Are rhinestones in dreams always negative?

No. They highlight temporariness, but scripture shows God can turn a fleeting moment (Moses’ lifted bronze serpent, Rahab’s scarlet cord) into eternal significance. The dream invites scrutiny, not shame.

What if I feel happy wearing rhinestones in the dream?

Joy indicates you are temporarily content with life’s costume party. Enjoy it, but set a calendar reminder to evaluate in 30 days whether the sparkle still feeds your soul or merely distracts it.

Can rhinestones predict a financial windfall?

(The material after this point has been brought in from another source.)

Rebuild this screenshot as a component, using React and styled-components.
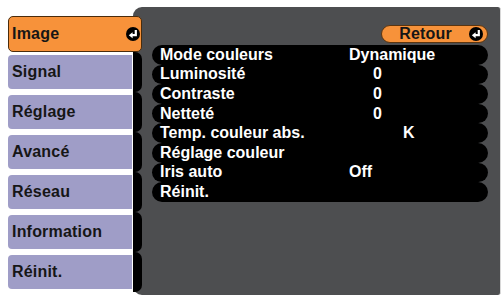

Miller’s note about “good fortune” is metaphorical. Expect opportunities disguised as chores—an unpaid worship set, a volunteer slide deck—rather than a literal lottery. Accept the small invitation; that is the diamond hidden in the rhinestone.

Summary

Rhinestones in dreams mirror our uneasy truce between appearance and essence, inviting us to trade man-made glitter for Spirit-forged glory. Heed the sparkle, but keep walking until you reach the City whose foundations shine with the real thing.

From the 1901 Archives

"To dream of rhinestones, denotes pleasures and favors of short duration. For a young woman to dream that a rhinestone proves to be a diamond, foretells she will be surprised to find that some insignificant act on her part will result in good fortune."